**Exercise:** Among the entries that follow, locate the line with "Clone this table" and the line with "text-center font-bold text-[11.5px]". Output those lines and all lines in between, exactly, minus the pictures.

[Records contained in a dataset]
__________________________________________________

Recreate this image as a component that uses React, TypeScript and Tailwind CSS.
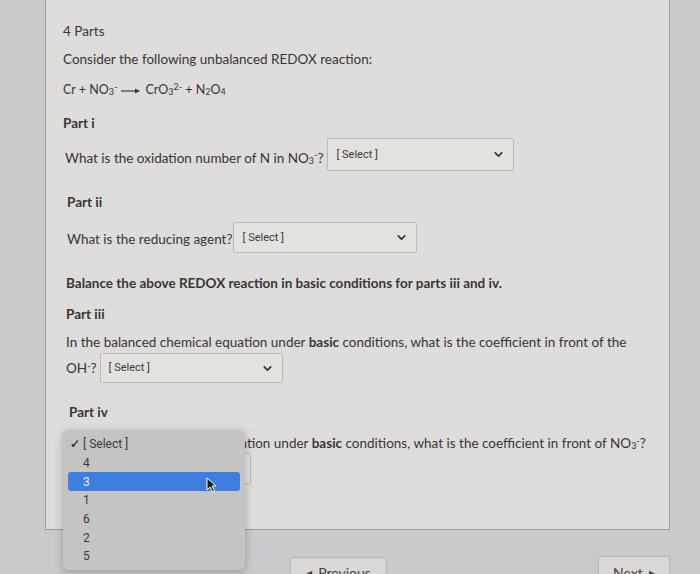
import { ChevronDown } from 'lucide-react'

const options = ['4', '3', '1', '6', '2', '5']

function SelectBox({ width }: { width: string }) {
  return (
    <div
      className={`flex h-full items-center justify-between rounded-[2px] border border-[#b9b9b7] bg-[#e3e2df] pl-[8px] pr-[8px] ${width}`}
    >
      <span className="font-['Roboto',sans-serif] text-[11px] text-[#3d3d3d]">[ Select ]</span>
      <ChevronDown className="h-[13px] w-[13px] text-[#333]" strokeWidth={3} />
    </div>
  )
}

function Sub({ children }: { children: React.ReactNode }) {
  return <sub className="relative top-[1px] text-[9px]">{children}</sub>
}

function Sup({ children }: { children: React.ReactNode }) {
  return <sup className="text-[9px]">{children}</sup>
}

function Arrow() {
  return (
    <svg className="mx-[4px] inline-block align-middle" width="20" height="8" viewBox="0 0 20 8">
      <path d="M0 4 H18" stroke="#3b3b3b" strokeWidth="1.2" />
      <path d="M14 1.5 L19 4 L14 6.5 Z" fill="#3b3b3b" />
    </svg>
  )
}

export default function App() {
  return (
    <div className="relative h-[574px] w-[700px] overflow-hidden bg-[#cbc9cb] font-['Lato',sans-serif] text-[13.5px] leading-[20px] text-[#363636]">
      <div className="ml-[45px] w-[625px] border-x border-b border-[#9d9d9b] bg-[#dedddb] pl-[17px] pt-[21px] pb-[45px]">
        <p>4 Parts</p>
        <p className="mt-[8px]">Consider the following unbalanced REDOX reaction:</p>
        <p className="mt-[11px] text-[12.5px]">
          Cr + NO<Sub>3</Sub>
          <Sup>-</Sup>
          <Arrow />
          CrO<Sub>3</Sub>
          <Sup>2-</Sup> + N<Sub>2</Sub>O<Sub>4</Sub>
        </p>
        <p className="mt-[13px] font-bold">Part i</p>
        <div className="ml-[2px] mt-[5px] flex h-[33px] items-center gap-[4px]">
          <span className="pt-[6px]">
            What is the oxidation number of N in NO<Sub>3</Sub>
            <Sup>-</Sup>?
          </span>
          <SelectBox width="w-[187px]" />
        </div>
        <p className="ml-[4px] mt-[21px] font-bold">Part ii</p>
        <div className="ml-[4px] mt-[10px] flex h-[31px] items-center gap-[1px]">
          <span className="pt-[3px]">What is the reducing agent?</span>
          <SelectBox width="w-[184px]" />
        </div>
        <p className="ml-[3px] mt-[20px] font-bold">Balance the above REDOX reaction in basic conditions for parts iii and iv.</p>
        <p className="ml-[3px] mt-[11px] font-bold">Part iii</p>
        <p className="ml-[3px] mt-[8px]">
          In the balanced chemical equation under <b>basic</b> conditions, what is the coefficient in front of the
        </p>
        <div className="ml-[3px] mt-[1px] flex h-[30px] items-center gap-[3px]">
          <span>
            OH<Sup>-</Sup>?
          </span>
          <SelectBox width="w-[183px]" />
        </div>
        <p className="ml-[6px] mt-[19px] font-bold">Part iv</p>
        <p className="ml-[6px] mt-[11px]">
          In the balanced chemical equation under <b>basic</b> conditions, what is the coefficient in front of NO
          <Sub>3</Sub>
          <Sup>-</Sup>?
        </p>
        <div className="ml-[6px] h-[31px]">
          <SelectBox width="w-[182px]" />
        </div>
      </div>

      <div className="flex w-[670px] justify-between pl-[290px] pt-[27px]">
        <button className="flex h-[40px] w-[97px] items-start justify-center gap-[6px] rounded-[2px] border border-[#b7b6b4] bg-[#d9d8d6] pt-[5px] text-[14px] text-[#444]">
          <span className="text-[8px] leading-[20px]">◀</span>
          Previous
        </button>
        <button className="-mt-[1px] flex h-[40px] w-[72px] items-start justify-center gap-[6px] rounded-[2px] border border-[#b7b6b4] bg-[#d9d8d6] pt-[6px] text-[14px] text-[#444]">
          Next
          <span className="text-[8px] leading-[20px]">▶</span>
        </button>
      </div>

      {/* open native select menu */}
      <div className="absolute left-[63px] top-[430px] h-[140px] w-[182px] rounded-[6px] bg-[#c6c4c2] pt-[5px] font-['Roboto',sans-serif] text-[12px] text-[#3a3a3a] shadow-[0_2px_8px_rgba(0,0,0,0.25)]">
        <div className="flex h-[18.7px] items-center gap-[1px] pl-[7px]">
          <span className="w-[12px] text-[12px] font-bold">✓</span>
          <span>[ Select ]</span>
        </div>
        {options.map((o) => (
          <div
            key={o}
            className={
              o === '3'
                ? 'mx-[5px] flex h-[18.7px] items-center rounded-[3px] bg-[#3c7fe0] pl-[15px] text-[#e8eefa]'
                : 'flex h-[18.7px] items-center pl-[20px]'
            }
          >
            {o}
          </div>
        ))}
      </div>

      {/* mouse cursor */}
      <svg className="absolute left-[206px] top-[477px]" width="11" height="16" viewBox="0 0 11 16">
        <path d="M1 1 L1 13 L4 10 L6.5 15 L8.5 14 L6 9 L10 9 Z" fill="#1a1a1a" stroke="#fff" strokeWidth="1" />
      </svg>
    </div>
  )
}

__________________________________________________

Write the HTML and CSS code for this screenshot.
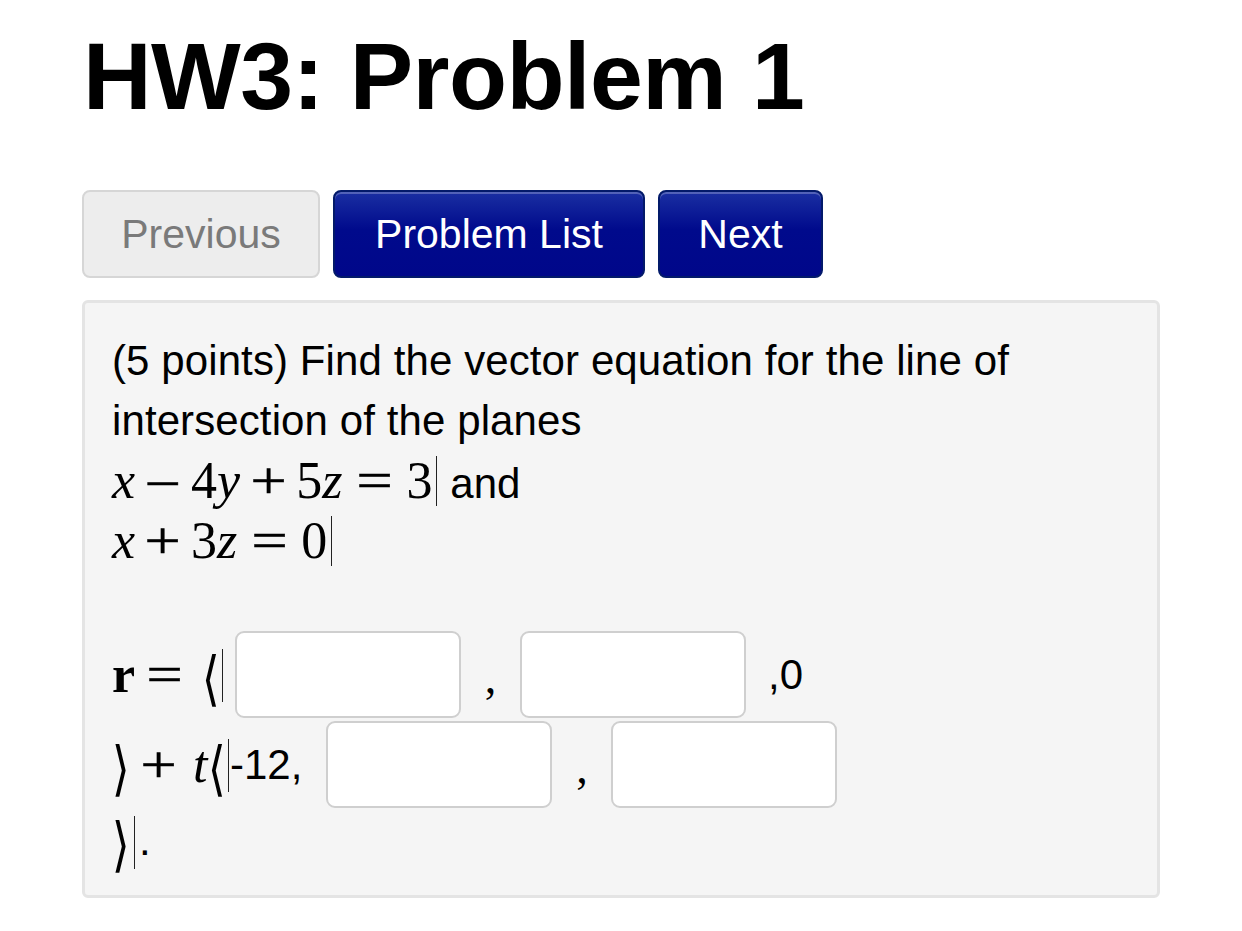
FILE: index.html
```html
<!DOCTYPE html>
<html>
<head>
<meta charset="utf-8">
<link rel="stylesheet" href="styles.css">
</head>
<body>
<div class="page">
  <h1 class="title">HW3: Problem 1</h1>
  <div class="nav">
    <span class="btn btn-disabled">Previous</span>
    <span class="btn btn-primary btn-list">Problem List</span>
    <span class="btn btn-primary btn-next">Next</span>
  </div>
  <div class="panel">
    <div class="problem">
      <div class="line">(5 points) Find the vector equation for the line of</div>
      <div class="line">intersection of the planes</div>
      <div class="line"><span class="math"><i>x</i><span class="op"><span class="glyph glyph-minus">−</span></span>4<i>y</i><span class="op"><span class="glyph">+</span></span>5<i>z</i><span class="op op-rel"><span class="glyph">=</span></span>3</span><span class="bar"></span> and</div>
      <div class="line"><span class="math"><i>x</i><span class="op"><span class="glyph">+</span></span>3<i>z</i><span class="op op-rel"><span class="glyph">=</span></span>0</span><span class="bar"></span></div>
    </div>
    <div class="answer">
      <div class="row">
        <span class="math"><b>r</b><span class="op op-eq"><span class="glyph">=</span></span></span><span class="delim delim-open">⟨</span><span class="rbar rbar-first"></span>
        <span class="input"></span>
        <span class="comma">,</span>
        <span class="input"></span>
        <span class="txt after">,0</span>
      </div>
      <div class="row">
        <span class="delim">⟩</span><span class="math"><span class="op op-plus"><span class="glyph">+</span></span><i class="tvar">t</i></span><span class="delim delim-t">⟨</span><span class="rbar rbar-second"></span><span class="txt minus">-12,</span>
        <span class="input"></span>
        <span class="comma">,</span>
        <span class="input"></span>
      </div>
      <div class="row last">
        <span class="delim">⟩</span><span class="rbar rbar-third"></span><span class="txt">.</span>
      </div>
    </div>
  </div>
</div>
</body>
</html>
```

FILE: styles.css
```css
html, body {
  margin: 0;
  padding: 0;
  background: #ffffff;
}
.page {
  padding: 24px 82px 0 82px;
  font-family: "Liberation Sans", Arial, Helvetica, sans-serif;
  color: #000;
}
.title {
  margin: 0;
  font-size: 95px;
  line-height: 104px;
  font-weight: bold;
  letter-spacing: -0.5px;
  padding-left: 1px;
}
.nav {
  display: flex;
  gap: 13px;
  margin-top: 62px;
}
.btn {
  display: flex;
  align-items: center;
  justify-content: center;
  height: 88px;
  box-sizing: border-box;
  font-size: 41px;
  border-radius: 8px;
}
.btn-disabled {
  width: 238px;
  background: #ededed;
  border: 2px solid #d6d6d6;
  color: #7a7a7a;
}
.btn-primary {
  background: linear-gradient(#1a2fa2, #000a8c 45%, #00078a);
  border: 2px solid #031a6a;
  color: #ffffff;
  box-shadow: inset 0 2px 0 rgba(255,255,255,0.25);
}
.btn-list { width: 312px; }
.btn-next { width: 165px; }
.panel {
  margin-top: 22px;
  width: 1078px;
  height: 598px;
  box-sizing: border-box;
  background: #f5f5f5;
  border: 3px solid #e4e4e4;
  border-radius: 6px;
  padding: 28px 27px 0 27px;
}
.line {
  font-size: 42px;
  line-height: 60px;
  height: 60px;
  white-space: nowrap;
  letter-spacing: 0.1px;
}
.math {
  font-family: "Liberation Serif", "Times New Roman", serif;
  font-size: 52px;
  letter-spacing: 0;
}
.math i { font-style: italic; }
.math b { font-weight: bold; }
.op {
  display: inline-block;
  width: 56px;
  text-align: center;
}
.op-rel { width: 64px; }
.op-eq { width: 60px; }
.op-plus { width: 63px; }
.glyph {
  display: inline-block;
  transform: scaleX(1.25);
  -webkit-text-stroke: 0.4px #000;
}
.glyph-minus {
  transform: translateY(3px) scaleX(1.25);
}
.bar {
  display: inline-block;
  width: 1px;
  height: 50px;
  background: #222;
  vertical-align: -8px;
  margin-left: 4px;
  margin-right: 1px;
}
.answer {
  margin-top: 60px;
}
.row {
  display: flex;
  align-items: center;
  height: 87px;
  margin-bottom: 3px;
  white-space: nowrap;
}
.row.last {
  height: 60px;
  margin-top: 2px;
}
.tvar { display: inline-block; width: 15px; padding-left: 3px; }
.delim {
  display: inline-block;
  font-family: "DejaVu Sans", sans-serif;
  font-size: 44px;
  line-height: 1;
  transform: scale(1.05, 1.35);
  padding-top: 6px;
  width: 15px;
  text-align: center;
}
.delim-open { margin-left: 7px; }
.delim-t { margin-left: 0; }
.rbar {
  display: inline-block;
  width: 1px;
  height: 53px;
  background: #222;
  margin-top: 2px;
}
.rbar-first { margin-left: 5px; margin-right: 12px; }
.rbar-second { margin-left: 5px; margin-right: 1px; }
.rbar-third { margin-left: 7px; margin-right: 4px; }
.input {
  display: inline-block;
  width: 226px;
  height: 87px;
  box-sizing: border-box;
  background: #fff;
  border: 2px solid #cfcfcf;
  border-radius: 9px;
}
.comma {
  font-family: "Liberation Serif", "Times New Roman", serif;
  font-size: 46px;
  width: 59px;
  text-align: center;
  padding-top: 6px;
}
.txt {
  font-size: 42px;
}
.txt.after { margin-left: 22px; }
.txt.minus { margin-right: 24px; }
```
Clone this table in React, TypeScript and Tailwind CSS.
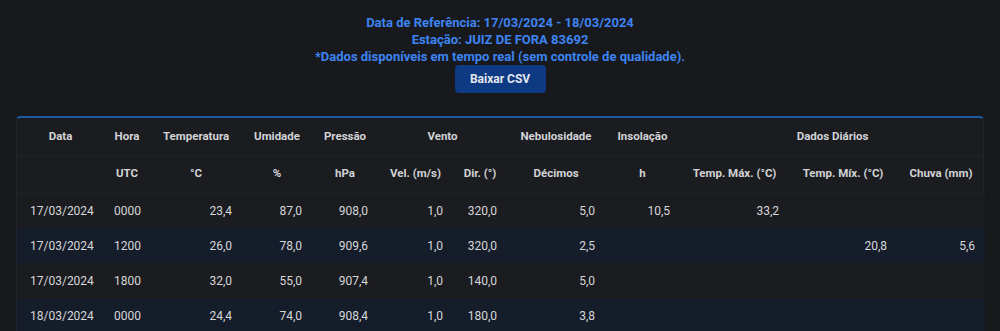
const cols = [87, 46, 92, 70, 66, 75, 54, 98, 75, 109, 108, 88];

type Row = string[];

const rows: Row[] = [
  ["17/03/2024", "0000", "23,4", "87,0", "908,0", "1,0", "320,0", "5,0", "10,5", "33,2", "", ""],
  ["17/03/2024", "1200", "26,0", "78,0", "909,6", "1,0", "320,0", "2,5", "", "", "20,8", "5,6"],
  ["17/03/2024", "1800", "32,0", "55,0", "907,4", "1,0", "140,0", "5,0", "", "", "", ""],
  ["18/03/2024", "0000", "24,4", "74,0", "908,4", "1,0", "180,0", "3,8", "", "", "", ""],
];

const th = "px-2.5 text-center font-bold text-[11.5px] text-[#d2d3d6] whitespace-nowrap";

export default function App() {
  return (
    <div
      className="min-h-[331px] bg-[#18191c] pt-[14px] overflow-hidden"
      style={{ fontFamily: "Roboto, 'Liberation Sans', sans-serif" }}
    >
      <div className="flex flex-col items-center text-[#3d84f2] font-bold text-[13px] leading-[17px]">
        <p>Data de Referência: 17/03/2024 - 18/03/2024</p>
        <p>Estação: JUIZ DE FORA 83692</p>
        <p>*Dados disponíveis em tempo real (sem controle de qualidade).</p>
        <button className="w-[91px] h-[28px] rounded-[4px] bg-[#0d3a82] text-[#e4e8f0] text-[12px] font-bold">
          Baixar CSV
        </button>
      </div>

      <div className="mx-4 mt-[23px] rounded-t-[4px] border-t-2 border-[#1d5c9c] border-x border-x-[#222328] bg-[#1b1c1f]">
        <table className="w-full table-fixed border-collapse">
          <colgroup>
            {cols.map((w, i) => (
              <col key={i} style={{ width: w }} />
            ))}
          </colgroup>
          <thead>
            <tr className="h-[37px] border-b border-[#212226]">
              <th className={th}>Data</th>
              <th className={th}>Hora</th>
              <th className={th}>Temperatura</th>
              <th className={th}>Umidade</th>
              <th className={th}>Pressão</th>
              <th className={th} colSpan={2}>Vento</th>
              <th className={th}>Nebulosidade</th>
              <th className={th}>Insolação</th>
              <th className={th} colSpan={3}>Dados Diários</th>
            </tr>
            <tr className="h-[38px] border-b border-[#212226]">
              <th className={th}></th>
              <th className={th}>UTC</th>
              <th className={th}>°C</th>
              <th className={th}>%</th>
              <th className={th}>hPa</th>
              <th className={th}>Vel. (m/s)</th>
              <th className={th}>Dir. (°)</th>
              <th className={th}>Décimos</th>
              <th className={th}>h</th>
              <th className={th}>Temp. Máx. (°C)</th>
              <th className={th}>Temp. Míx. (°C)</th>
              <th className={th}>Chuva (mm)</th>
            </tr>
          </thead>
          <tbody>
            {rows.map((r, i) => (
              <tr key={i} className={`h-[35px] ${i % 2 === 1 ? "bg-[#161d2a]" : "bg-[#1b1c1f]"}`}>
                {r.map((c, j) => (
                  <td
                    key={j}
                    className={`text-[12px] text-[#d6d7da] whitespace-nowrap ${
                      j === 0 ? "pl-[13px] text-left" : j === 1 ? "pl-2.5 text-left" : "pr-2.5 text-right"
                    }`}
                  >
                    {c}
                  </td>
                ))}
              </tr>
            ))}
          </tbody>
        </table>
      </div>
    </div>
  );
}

__________________________________________________

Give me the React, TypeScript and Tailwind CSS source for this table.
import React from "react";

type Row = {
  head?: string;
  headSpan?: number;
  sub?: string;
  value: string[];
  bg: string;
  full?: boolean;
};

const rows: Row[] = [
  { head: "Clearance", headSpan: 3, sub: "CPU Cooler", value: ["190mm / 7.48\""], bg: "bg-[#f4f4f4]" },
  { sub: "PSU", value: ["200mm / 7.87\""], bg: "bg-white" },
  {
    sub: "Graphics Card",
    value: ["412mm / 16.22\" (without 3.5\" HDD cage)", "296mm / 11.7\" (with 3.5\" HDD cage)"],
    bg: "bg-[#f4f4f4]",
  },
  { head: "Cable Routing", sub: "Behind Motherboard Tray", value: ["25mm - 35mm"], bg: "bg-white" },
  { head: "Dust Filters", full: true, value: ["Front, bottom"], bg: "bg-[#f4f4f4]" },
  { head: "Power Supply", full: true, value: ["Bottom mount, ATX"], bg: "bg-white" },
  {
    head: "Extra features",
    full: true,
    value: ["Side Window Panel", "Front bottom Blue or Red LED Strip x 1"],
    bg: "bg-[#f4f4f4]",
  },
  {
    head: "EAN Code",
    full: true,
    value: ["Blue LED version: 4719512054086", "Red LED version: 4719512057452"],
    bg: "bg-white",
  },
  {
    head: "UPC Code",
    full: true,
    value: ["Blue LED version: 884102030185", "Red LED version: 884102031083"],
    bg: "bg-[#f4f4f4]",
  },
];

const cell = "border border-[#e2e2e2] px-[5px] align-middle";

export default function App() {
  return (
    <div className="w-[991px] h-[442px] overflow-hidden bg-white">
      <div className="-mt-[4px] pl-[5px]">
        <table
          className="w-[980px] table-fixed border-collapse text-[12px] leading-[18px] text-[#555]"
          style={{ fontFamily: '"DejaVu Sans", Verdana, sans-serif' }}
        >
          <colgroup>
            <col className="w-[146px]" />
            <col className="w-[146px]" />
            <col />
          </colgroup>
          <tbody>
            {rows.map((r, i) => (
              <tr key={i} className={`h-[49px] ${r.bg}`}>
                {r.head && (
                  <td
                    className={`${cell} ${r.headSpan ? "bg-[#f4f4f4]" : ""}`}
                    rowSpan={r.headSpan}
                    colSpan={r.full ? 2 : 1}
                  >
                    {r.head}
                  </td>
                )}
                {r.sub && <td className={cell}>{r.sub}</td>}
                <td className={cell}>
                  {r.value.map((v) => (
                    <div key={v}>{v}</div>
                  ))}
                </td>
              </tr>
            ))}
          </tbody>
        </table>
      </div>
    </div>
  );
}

__________________________________________________

**Exercise answer:**
Clone this table in React, TypeScript and Tailwind CSS.
const cols = [87, 46, 92, 70, 66, 75, 54, 98, 75, 109, 108, 88];

type Row = string[];

const rows: Row[] = [
  ["17/03/2024", "0000", "23,4", "87,0", "908,0", "1,0", "320,0", "5,0", "10,5", "33,2", "", ""],
  ["17/03/2024", "1200", "26,0", "78,0", "909,6", "1,0", "320,0", "2,5", "", "", "20,8", "5,6"],
  ["17/03/2024", "1800", "32,0", "55,0", "907,4", "1,0", "140,0", "5,0", "", "", "", ""],
  ["18/03/2024", "0000", "24,4", "74,0", "908,4", "1,0", "180,0", "3,8", "", "", "", ""],
];

const th = "px-2.5 text-center font-bold text-[11.5px] text-[#d2d3d6] whitespace-nowrap";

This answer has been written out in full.